Copy out all lines with the word "styles" in them.

[STORED DATA]

+ + +

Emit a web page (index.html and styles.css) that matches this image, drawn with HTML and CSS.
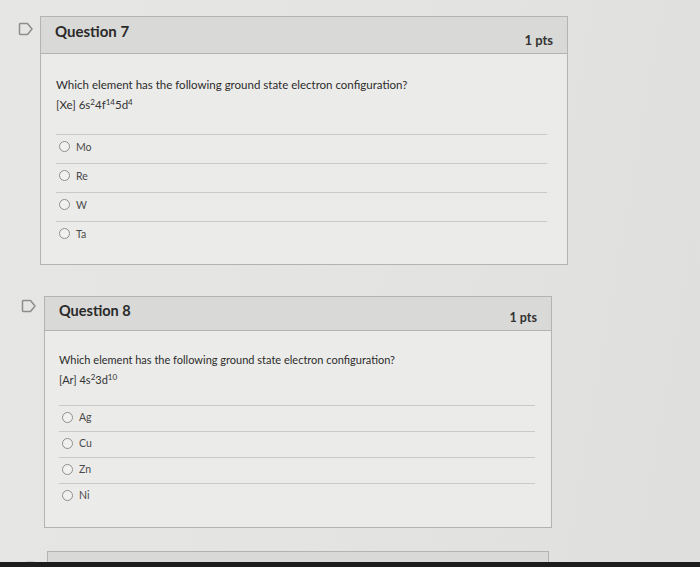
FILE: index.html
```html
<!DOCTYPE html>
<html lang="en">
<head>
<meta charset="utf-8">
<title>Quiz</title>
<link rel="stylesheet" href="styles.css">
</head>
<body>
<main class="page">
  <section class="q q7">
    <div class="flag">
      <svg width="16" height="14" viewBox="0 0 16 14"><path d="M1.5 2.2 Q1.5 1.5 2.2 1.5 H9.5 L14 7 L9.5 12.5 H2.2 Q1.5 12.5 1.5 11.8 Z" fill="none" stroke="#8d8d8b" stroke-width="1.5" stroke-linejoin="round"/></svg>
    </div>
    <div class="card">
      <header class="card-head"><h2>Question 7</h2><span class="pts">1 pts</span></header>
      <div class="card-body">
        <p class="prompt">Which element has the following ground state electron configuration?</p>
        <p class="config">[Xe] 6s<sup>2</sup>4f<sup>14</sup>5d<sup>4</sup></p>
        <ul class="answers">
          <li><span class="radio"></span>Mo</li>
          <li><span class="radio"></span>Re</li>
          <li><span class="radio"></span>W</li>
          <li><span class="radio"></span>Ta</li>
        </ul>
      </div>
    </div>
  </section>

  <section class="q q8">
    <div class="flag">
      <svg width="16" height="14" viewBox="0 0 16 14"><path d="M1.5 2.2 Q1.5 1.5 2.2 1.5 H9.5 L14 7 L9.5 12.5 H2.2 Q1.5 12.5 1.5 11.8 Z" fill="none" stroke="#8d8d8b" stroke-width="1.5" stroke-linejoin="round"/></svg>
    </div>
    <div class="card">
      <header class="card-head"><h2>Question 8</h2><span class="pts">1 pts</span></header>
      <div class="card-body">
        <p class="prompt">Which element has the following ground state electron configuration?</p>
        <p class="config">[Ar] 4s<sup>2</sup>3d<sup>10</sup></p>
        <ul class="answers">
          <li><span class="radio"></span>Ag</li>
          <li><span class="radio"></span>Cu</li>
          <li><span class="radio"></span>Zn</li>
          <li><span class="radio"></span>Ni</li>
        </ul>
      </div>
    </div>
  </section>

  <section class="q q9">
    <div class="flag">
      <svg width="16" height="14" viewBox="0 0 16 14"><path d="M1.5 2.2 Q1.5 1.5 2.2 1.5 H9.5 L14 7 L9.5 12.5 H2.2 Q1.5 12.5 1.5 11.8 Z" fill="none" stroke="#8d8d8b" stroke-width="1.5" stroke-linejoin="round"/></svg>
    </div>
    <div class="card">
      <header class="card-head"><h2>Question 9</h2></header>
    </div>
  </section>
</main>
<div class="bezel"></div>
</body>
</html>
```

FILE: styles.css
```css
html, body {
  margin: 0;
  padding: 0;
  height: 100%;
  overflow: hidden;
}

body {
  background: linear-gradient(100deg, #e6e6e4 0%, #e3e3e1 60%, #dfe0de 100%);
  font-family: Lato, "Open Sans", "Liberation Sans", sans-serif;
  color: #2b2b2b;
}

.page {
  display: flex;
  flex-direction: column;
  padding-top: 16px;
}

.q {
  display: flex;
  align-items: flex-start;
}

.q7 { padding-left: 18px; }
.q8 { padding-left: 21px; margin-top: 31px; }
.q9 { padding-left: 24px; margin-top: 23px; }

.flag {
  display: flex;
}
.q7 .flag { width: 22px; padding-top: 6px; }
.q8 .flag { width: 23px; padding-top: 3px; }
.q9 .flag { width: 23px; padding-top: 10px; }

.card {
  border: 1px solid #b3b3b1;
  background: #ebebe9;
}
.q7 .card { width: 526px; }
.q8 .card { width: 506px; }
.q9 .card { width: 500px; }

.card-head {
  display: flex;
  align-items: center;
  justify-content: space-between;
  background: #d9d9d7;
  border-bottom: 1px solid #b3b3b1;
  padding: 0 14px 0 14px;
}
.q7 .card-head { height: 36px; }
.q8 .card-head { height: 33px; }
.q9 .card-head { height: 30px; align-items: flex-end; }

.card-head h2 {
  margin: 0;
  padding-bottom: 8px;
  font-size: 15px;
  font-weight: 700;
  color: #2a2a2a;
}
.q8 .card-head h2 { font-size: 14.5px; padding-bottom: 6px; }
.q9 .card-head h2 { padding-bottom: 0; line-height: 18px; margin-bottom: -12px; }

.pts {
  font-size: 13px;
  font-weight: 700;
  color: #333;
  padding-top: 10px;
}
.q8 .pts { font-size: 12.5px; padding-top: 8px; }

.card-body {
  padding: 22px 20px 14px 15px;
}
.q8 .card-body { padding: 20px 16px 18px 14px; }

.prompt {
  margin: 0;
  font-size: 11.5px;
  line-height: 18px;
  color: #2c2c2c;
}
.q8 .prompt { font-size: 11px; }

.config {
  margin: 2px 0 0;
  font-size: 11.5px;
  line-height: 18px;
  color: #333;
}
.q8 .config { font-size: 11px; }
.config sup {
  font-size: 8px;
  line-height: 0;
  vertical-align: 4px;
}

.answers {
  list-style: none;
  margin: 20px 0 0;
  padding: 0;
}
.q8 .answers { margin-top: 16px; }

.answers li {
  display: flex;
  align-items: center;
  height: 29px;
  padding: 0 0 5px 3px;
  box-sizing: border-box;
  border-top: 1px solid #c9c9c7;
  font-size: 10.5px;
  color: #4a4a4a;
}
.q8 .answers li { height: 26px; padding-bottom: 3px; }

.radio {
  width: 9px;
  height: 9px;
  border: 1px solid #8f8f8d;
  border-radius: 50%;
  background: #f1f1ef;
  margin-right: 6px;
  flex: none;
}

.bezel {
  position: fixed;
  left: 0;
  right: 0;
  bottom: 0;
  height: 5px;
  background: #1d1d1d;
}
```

+ + +

[WRITTEN RESPONSE]
Emit a web page (index.html and styles.css) that matches this image, drawn with HTML and CSS.
<link rel="stylesheet" href="styles.css">
FILE: styles.css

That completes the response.